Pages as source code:
☆ ☆ ☆ ☆ ☆ ☆ ☆
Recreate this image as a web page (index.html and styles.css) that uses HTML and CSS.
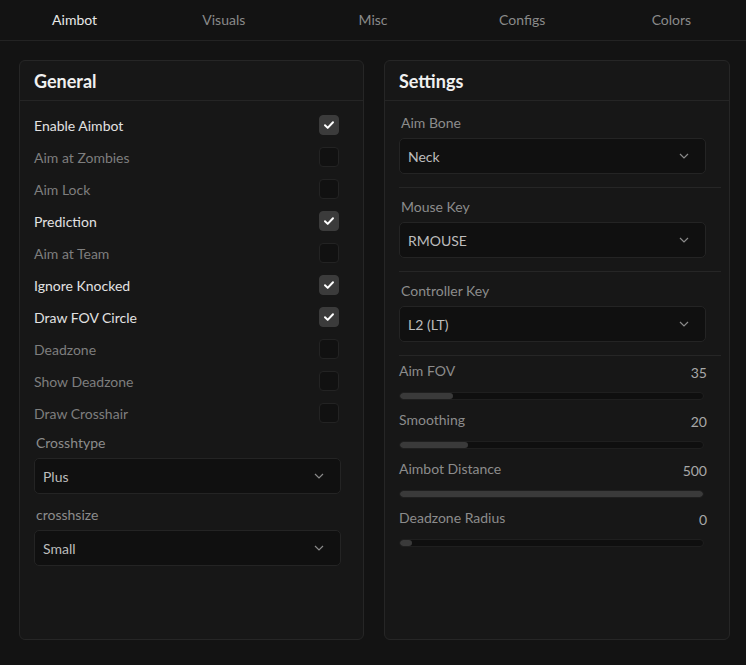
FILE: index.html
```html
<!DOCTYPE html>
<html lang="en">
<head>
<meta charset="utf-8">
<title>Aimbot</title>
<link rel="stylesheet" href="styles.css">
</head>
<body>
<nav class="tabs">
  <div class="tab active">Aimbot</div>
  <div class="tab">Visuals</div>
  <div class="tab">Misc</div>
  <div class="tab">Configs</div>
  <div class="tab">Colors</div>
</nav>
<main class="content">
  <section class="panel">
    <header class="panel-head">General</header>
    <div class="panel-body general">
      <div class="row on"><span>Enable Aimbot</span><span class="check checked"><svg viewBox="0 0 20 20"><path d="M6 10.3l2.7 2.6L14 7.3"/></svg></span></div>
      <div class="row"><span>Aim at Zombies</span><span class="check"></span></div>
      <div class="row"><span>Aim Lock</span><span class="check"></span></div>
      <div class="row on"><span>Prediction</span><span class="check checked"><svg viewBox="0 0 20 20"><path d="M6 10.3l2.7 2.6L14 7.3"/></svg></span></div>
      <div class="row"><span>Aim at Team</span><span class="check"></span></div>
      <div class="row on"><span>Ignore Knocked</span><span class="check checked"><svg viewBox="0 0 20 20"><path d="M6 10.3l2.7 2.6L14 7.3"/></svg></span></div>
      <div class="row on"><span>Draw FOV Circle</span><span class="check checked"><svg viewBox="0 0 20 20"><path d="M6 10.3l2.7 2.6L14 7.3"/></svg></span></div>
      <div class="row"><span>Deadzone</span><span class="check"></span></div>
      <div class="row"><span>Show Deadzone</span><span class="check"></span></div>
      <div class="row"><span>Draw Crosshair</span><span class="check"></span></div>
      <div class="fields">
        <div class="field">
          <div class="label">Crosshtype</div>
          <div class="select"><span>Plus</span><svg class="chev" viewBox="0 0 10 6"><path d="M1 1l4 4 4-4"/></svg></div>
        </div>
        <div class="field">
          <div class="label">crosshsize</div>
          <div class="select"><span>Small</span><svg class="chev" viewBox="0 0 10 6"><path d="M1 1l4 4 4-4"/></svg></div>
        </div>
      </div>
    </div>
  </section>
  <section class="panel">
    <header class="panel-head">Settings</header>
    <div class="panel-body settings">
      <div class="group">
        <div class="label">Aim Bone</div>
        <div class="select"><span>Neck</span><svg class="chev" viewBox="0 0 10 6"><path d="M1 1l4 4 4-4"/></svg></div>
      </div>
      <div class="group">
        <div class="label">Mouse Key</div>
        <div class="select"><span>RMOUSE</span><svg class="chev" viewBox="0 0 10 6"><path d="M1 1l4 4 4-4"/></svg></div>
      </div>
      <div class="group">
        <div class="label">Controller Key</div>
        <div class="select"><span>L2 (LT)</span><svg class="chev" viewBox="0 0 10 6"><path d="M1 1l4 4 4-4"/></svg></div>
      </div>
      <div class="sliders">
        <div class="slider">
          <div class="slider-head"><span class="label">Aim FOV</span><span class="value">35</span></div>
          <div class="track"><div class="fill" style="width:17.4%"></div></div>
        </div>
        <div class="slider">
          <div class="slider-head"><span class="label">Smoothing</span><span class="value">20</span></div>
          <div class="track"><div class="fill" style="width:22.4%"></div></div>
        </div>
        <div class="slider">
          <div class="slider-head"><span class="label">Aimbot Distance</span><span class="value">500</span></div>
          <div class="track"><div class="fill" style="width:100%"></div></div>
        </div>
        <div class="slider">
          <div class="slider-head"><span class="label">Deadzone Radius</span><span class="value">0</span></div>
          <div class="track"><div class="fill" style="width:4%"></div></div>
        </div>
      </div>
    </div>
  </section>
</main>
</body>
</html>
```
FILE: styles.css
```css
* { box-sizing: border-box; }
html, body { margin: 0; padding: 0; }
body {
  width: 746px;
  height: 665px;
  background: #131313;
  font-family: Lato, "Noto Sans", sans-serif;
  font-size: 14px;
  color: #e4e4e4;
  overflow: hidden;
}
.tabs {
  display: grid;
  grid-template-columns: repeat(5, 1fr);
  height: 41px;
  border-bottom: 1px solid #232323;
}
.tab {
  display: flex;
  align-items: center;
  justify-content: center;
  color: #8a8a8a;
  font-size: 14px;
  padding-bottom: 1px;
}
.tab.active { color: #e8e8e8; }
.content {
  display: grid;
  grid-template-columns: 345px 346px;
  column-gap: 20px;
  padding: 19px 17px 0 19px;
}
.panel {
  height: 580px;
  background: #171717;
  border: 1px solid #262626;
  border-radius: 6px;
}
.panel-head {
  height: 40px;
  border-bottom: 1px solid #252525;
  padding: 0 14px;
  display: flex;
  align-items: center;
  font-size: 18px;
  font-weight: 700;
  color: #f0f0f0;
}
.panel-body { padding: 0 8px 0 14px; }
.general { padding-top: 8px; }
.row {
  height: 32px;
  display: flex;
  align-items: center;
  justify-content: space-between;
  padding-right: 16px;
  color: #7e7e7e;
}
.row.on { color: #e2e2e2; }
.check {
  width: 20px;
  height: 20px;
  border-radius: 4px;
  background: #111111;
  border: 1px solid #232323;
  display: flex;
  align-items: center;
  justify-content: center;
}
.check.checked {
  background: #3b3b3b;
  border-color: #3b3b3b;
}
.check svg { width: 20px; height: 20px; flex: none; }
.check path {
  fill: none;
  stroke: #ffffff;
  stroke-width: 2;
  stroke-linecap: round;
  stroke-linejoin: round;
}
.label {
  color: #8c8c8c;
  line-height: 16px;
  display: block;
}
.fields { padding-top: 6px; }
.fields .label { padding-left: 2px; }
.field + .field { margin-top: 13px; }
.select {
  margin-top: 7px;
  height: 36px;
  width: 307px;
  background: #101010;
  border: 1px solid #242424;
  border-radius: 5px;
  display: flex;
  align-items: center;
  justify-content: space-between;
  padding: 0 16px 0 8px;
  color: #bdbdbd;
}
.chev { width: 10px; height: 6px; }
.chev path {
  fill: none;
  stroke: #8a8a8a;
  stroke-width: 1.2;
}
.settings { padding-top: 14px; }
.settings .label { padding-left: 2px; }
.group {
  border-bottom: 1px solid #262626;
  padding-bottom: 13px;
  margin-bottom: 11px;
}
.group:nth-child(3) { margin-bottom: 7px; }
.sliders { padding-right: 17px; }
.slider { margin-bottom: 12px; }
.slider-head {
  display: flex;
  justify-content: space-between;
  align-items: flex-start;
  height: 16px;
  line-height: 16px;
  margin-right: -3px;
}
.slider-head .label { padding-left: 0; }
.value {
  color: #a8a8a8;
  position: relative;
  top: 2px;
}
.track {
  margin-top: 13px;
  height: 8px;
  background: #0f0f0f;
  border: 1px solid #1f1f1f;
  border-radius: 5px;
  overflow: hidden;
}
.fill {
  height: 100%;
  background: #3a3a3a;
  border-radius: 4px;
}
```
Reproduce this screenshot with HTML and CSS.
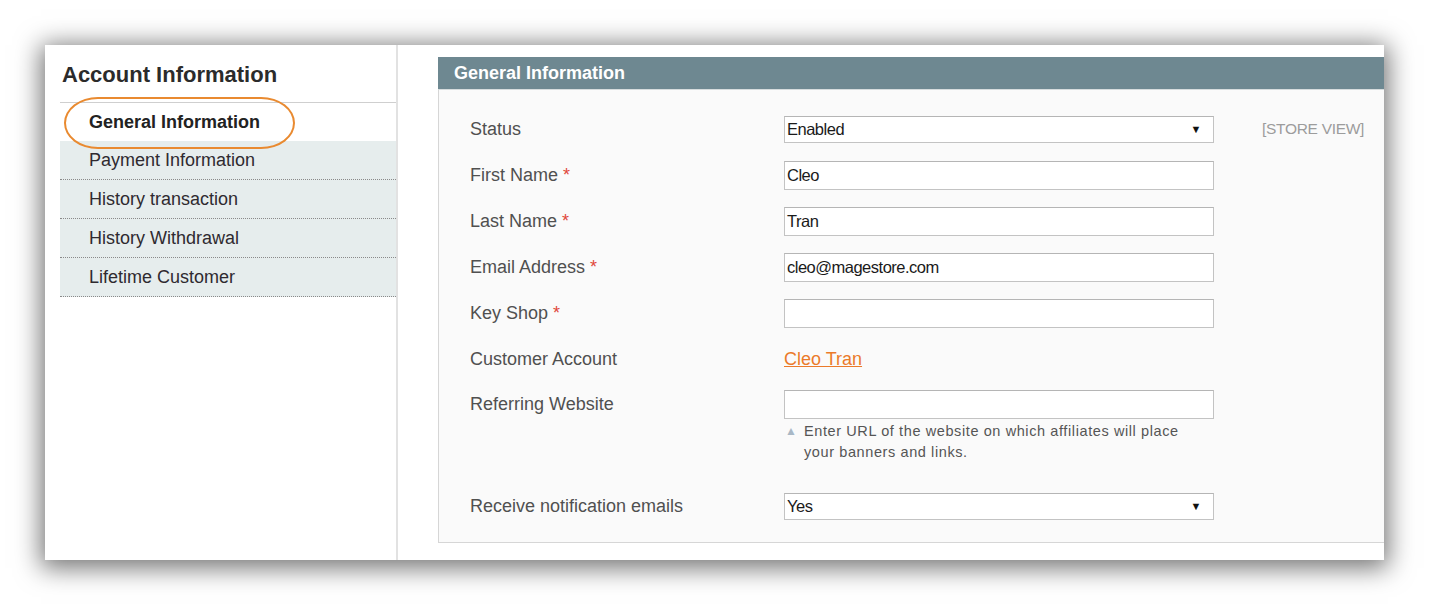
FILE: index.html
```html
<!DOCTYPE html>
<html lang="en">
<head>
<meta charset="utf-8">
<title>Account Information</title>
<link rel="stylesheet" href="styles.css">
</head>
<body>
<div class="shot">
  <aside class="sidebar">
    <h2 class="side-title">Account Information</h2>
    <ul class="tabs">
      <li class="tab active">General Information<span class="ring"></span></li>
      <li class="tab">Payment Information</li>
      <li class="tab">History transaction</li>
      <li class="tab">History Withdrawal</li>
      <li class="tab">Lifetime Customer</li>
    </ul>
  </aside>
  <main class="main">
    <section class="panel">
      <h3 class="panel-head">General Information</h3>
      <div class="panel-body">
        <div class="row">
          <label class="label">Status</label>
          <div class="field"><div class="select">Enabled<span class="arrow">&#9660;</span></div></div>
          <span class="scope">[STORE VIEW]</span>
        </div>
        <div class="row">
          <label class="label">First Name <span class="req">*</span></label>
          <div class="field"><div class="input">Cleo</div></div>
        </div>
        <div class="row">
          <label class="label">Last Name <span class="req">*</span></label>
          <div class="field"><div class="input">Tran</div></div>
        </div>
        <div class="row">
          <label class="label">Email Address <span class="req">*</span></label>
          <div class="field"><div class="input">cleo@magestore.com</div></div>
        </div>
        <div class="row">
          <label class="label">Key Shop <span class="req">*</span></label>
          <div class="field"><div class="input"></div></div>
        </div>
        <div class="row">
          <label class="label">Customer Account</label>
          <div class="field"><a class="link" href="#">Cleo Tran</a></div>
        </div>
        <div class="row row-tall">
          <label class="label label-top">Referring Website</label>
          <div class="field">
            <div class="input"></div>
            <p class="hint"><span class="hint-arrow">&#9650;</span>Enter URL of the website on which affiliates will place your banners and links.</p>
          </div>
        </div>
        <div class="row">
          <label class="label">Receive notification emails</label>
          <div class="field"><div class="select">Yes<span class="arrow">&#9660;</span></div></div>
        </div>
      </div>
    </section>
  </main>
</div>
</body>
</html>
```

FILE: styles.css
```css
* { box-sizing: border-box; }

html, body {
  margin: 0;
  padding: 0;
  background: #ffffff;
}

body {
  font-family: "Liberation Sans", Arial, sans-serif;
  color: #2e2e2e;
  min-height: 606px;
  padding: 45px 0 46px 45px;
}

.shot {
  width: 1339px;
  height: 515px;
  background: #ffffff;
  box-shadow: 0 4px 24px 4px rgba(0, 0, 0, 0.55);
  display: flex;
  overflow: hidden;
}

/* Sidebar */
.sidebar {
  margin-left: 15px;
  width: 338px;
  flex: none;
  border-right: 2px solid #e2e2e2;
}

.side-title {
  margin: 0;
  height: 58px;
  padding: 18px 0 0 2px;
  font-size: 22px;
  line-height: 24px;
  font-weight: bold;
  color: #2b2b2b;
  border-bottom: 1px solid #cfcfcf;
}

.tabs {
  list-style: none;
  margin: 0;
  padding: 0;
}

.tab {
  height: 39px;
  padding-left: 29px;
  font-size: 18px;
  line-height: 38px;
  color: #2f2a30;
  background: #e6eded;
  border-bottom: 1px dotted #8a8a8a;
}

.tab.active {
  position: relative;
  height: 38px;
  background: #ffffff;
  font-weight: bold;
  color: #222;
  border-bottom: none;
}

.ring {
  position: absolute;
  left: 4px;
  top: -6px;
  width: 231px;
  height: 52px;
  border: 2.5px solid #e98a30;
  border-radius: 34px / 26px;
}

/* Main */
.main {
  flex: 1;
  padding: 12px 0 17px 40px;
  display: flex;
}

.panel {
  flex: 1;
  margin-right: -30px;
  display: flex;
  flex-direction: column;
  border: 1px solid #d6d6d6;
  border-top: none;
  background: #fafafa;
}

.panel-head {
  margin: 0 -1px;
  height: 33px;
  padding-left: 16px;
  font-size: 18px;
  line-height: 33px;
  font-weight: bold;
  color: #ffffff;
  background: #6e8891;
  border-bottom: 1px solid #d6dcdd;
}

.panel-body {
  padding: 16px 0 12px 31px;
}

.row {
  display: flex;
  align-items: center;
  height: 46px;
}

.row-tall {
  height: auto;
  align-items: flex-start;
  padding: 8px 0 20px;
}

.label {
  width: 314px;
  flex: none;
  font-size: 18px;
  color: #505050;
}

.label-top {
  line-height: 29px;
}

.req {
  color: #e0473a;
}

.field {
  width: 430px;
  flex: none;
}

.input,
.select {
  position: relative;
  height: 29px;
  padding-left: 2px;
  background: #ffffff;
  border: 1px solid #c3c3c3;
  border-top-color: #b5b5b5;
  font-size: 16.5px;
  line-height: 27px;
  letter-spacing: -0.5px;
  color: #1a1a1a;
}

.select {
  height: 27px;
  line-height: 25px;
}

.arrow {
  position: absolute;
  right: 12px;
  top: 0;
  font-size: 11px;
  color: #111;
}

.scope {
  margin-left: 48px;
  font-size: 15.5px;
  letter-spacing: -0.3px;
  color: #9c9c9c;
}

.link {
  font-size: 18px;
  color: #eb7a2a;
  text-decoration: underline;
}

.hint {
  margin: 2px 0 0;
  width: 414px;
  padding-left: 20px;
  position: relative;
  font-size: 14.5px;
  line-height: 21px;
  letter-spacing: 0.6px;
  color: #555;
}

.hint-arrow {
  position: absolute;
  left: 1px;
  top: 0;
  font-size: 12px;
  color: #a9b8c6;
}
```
☆ ☆ ☆ ☆ ☆ ☆ ☆
Stated exercise
Go through the records and show every line with the string "this" in it.

The output
Recreate this image as a web page (index.html and styles.css) that uses HTML and CSS.
Reproduce this screenshot with HTML and CSS.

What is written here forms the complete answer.